Thanks for the help, I really appreciate it!

 

[Tom McCurdy]

bit drunk

bit drunk but
\int\sqrt\frac{1}{x}dx
equals
2 \sqrt{\frac{1}{x}}x

 

[FortranMan]

by the way, what's the proof for this inverse root? I swear I knew it at one time.

\int \frac{dx}{(x^2 + a^2)^{3/2}}=\frac{x}{a^2 \sqrt{x^2 + a^2}}

 

[Mark44]

I can't believe this thread went on for as long as it did without the OP realizing that the integrand could be greatly simplified.
\sqrt{\frac{1}{x}}~=~\frac{\sqrt{1}}{\sqrt{x}}~=~\frac{1}{x^{1/2}}~=~x^{-1/2}

So the antiderivative requires nothing more than an application of the power rule.

 

[silverdiesel]

wow.

3 years later, and yes, I think I've finally figured it out.

So, I am sitting at my desk trying to wrap my mind around the Kroneker Delta and the Levi-Civita Symbol.

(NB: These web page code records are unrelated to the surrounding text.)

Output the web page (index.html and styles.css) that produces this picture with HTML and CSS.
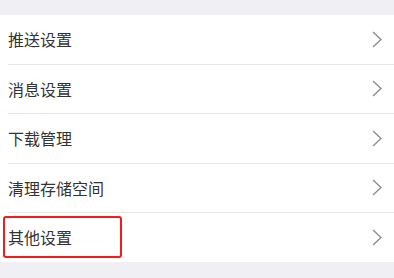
FILE: index.html
```html
<!DOCTYPE html>
<html lang="zh">
<head>
    <meta charset="UTF-8">
    <meta name="viewport" content="width=device-width, initial-scale=1.0">
    <title>设置</title>
    <link rel="stylesheet" href="styles.css">
</head>
<body>
    <ul class="menu-list">
        <li class="menu-item">
            <span class="menu-text">推送设置</span>
            <svg class="arrow" viewBox="0 0 10 17"><path d="M1 1 L9 8.5 L1 16" /></svg>
        </li>
        <li class="menu-item">
            <span class="menu-text">消息设置</span>
            <svg class="arrow" viewBox="0 0 10 17"><path d="M1 1 L9 8.5 L1 16" /></svg>
        </li>
        <li class="menu-item">
            <span class="menu-text">下载管理</span>
            <svg class="arrow" viewBox="0 0 10 17"><path d="M1 1 L9 8.5 L1 16" /></svg>
        </li>
        <li class="menu-item">
            <span class="menu-text">清理存储空间</span>
            <svg class="arrow" viewBox="0 0 10 17"><path d="M1 1 L9 8.5 L1 16" /></svg>
        </li>
        <li class="menu-item highlighted">
            <span class="menu-text">其他设置</span>
            <svg class="arrow" viewBox="0 0 10 17"><path d="M1 1 L9 8.5 L1 16" /></svg>
            <div class="mark"></div>
        </li>
    </ul>
</body>
</html>
```

FILE: styles.css
```css
body {
    margin: 0;
    background-color: #efeff4;
    font-family: "Noto Sans CJK SC", "Noto Sans", sans-serif;
}

.menu-list {
    list-style: none;
    margin: 15px 0 0;
    padding: 0 0 0 8px;
    background-color: #fff;
}

.menu-item {
    position: relative;
    display: flex;
    align-items: center;
    justify-content: space-between;
    height: 48.5px;
    padding-right: 12px;
    border-top: 1px solid #e6e6e6;
}

.menu-item:first-child {
    border-top: none;
}

.menu-text {
    font-size: 16px;
    color: #333;
}

.arrow {
    width: 10px;
    height: 17px;
    fill: none;
    stroke: #8a8a8a;
    stroke-width: 1.3;
}

.mark {
    position: absolute;
    left: -5px;
    top: 3px;
    width: 115px;
    height: 38px;
    border: 2px solid #f21c1c;
    border-radius: 3px;
}
```
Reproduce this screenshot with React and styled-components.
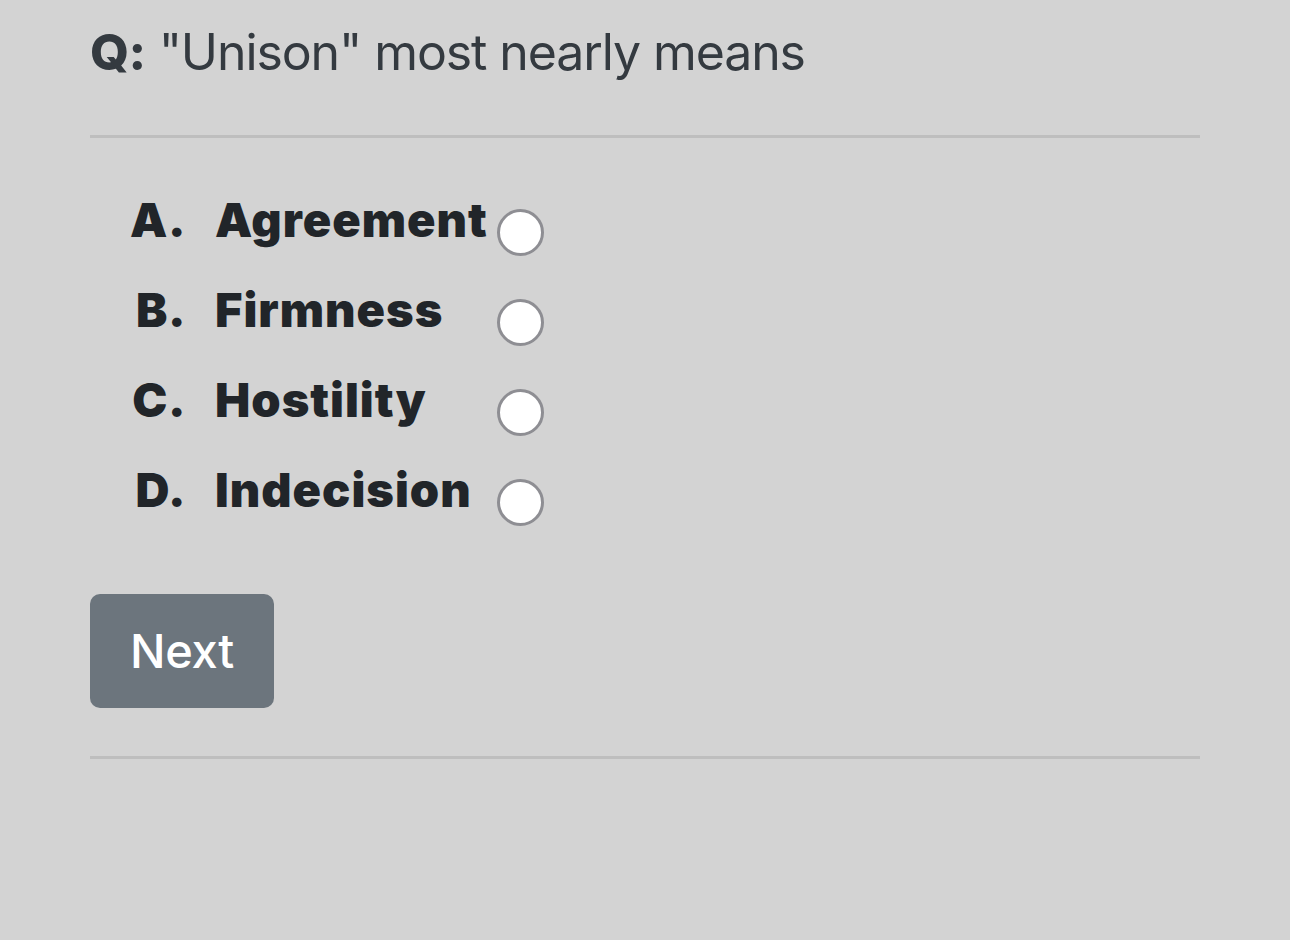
import React from "react";
import styled, { createGlobalStyle } from "styled-components";

const GlobalStyle = createGlobalStyle`
  html, body {
    margin: 0;
    padding: 0;
    background: #d3d3d3;
    font-family: Inter, "Liberation Sans", sans-serif;
  }
`;

const Page = styled.div`
  min-height: 940px;
  background: #d3d3d3;
`;

const Container = styled.div`
  max-width: 1140px;
  margin: 0 auto;
  padding: 22px 15px 0;
  box-sizing: border-box;
`;

const Question = styled.h2`
  margin: 0;
  font-size: 50px;
  line-height: 60px;
  font-weight: 400;
  color: #343a40;
  letter-spacing: -1.1px;

  b {
    font-weight: 800;
    letter-spacing: -0.5px;
  }
`;

const Divider = styled.hr`
  border: 0;
  height: 3px;
  background: #bebebe;
  margin: ${(p) => p.$top}px 0 0;
`;

const OptionList = styled.div`
  display: grid;
  grid-template-columns: 125px max-content 48px;
  align-items: center;
  margin-top: 37px;
  color: #212529;
  font-size: 47px;
  line-height: 90px;
  font-weight: 900;
  letter-spacing: 1px;
`;

const Marker = styled.span`
  text-align: right;
  padding-right: 29px;
  letter-spacing: 0.5px;
`;

const OptionText = styled.span`
  padding-right: 9px;
`;

const Radio = styled.input.attrs({ type: "radio", name: "answer" })`
  appearance: none;
  -webkit-appearance: none;
  width: 47px;
  height: 47px;
  margin: 24px 0 0;
  box-sizing: border-box;
  border: 3px solid #8e8e93;
  border-radius: 50%;
  background: #fff;
  cursor: pointer;

  &:checked {
    border-color: #007aff;
    border-width: 14px;
  }
`;

const NextButton = styled.button`
  display: inline-block;
  margin-top: 59px;
  padding: 21px 40px;
  border: 0;
  border-radius: 10px;
  background: #6c757d;
  color: #fff;
  font-family: Inter, "Liberation Sans", sans-serif;
  font-size: 47px;
  line-height: 72px;
  font-weight: 500;
  letter-spacing: -0.3px;
  cursor: pointer;
`;

const options = [
  { key: "A", text: "Agreement" },
  { key: "B", text: "Firmness" },
  { key: "C", text: "Hostility" },
  { key: "D", text: "Indecision" },
];

export default function App() {
  return (
    <Page>
      <GlobalStyle />
      <Container>
        <Question>
          <b>Q:</b> "Unison" most nearly means
        </Question>
        <Divider $top={53} />
        <OptionList>
          {options.map((o) => (
            <React.Fragment key={o.key}>
              <Marker>{o.key}.</Marker>
              <OptionText>{o.text}</OptionText>
              <Radio value={o.key} />
            </React.Fragment>
          ))}
        </OptionList>
        <NextButton>Next</NextButton>
        <Divider $top={48} />
      </Container>
    </Page>
  );
}
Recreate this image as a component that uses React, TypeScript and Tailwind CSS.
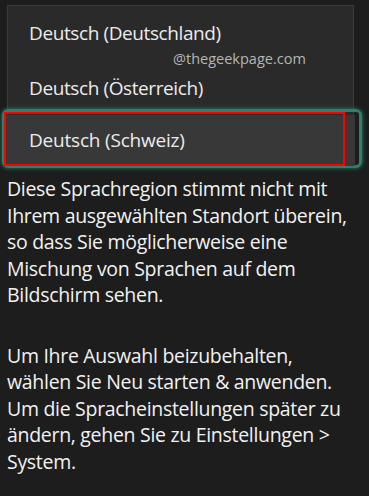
const para1 = [
  "Diese Sprachregion stimmt nicht mit",
  "Ihrem ausgewählten Standort überein,",
  "so dass Sie möglicherweise eine",
  "Mischung von Sprachen auf dem",
  "Bildschirm sehen.",
];

const para2 = [
  "Um Ihre Auswahl beizubehalten,",
  "wählen Sie Neu starten & anwenden.",
  "Um die Spracheinstellungen später zu",
  "ändern, gehen Sie zu Einstellungen >",
  "System.",
];

export default function App() {
  return (
    <div className="relative h-[496px] w-[369px] overflow-hidden bg-[#1d1d1d] font-['Open_Sans',sans-serif] text-[#ececec]">
      {/* Dropdown list */}
      <div className="relative ml-[7px] mt-[5px] flex w-[347px] flex-col border-x border-t border-[#3a3a3a] bg-[#2a2a2a]">
        <div className="flex h-[55px] items-center pl-[21px] text-[19px] tracking-[-0.4px]">Deutsch (Deutschland)</div>
        <div className="flex h-[54px] items-center pl-[21px] text-[19px] tracking-[-0.4px]">Deutsch (Österreich)</div>
        <div className="relative h-[51px]">
          <div className="absolute -bottom-[2px] -left-[6px] -right-[9px] -top-[6px] rounded-[6px] border-[3px] border-[#2f7f6c] shadow-[0_0_4px_#2f7f6c]" />
          <div className="absolute inset-x-[-2px] bottom-0 top-0 flex items-center bg-[#383838] pl-[23px] text-[19px] tracking-[-0.2px]">
            Deutsch (Schweiz)
          </div>
          <div className="absolute -left-[4px] bottom-[0px] right-[8px] top-[-3px] border-[2px] border-[#ff0000]" />
        </div>
        {/* Watermark */}
        <div className="absolute left-[165px] top-[42px] text-[14.5px] text-[#b5b5b5]">@thegeekpage.com</div>
      </div>

      {/* Message */}
      <div className="mt-[10px] flex flex-col gap-[34px] px-[7px] text-[19.5px] leading-[26.5px] tracking-[-0.3px] text-[#f2f2f2]">
        <p className="flex flex-col whitespace-nowrap">
          {para1.map((l) => (
            <span key={l}>{l}</span>
          ))}
        </p>
        <p className="flex flex-col whitespace-nowrap">
          {para2.map((l) => (
            <span key={l}>{l}</span>
          ))}
        </p>
      </div>
    </div>
  );
}
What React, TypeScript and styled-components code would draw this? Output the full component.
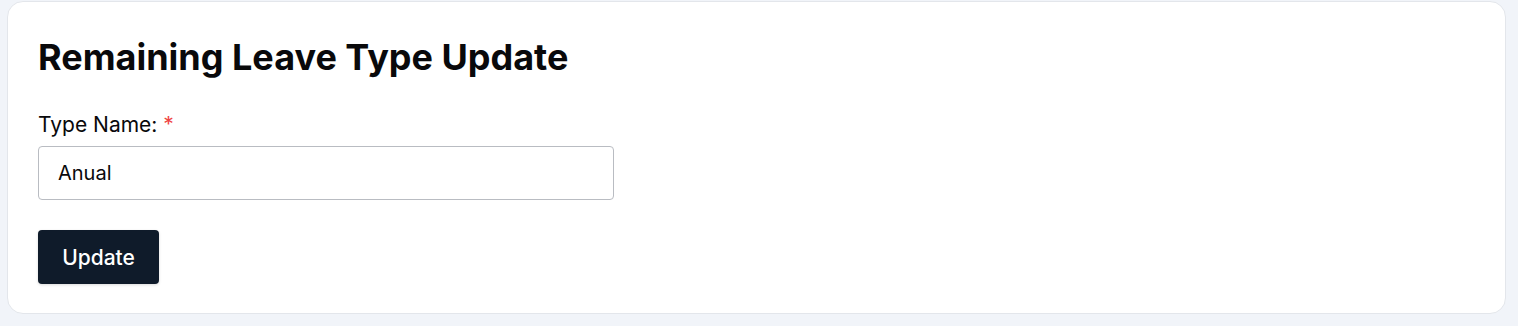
import * as React from "react";
import styled, { createGlobalStyle } from "styled-components";

const GlobalStyle = createGlobalStyle`
  * { box-sizing: border-box; }
  body {
    margin: 0;
    background: #f1f4f9;
    font-family: Inter, "Noto Sans", sans-serif;
    color: #09090b;
  }
`;

const Page = styled.div`
  padding: 1px 12px 11px 7px;
`;

const Card = styled.div`
  background: #ffffff;
  border: 1px solid #e3e6eb;
  border-radius: 16px;
  padding: 33px 30px 29px;
`;

const Title = styled.h1`
  margin: 0 0 34px;
  font-size: 36px;
  font-weight: 700;
  line-height: 44px;
`;

const Field = styled.div`
  display: flex;
  flex-direction: column;
  gap: 9px;
  width: 576px;
`;

const Label = styled.label`
  font-size: 21px;
  font-weight: 400;
  line-height: 24px;
`;

const Required = styled.span`
  color: #ef4444;
  margin-left: 6px;
`;

const Input = styled.input`
  height: 54px;
  padding: 0 19px;
  border: 1px solid #b9bcc2;
  border-radius: 4px;
  font-family: inherit;
  font-size: 20px;
  color: #09090b;
  outline: none;
`;

const Button = styled.button`
  margin-top: 30px;
  height: 54px;
  width: 121px;
  border: none;
  border-radius: 4px;
  background: #0f1b2a;
  color: #ffffff;
  font-family: inherit;
  font-size: 21px;
  font-weight: 500;
  box-shadow: 0 1px 3px rgba(0, 0, 0, 0.15);
  cursor: pointer;
`;

export default function App() {
  return (
    <>
      <GlobalStyle />
      <Page>
        <Card>
          <Title>Remaining Leave Type Update</Title>
          <Field>
            <Label>
              Type Name:<Required>*</Required>
            </Label>
            <Input defaultValue="Anual" />
          </Field>
          <Button>Update</Button>
        </Card>
      </Page>
    </>
  );
}
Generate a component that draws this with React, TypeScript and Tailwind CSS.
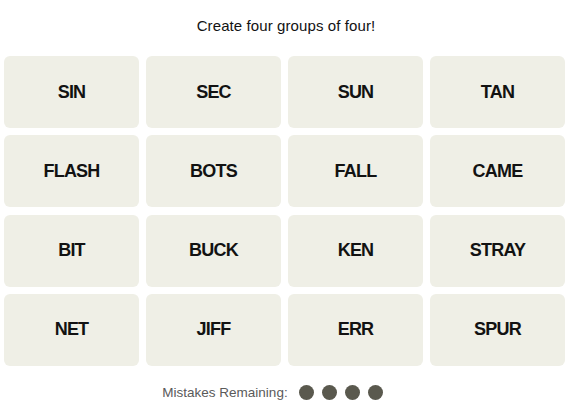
import React from "react";

const words = [
  "SIN", "SEC", "SUN", "TAN",
  "FLASH", "BOTS", "FALL", "CAME",
  "BIT", "BUCK", "KEN", "STRAY",
  "NET", "JIFF", "ERR", "SPUR",
];

export default function App() {
  return (
    <div
      className="w-[570px] h-[405px] bg-white flex flex-col"
      style={{ fontFamily: '"Liberation Sans", Arial, sans-serif' }}
    >
      <div className="h-[56px] flex items-center justify-center pb-[6px] pl-[2px]">
        <p className="text-[15px] text-[#121212] leading-none tracking-[0.1px]">Create four groups of four!</p>
      </div>
      <div className="ml-[4px] w-[561px] grid grid-cols-4 gap-x-[7px] gap-y-[7.33px]">
        {words.map((w) => (
          <div
            key={w}
            className="h-[72px] rounded-[6px] bg-[#efefe6] flex items-center justify-center text-[18px] font-bold text-[#121212] tracking-[-0.8px]"
          >
            {w}
          </div>
        ))}
      </div>
      <div className="flex-1 flex items-center justify-center gap-[11px] pr-[25px] pt-[14px]">
        <span className="text-[13.5px] text-[#5a5a5a] leading-none">Mistakes Remaining:</span>
        <div className="flex gap-[8px]">
          <span className="w-[15px] h-[15px] rounded-full bg-[#5a594e]" />
          <span className="w-[15px] h-[15px] rounded-full bg-[#5a594e]" />
          <span className="w-[15px] h-[15px] rounded-full bg-[#5a594e]" />
          <span className="w-[15px] h-[15px] rounded-full bg-[#5a594e]" />
        </div>
      </div>
    </div>
  );
}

I do a google search for info, and a thread on my old friend, the Physics Forums pops up. I click the link, read it, (it did not help), I move on. Now, a few hours later I get an email about a response to a thread I posted three years ago.

I am guessing PF recognized me and made my account active again.

Anyhow... yeah, I got that one figured out. Funny how it seems so simple once you "speak" math. But when your just learning, the leap from x/root(x) to root(x) can be evasive.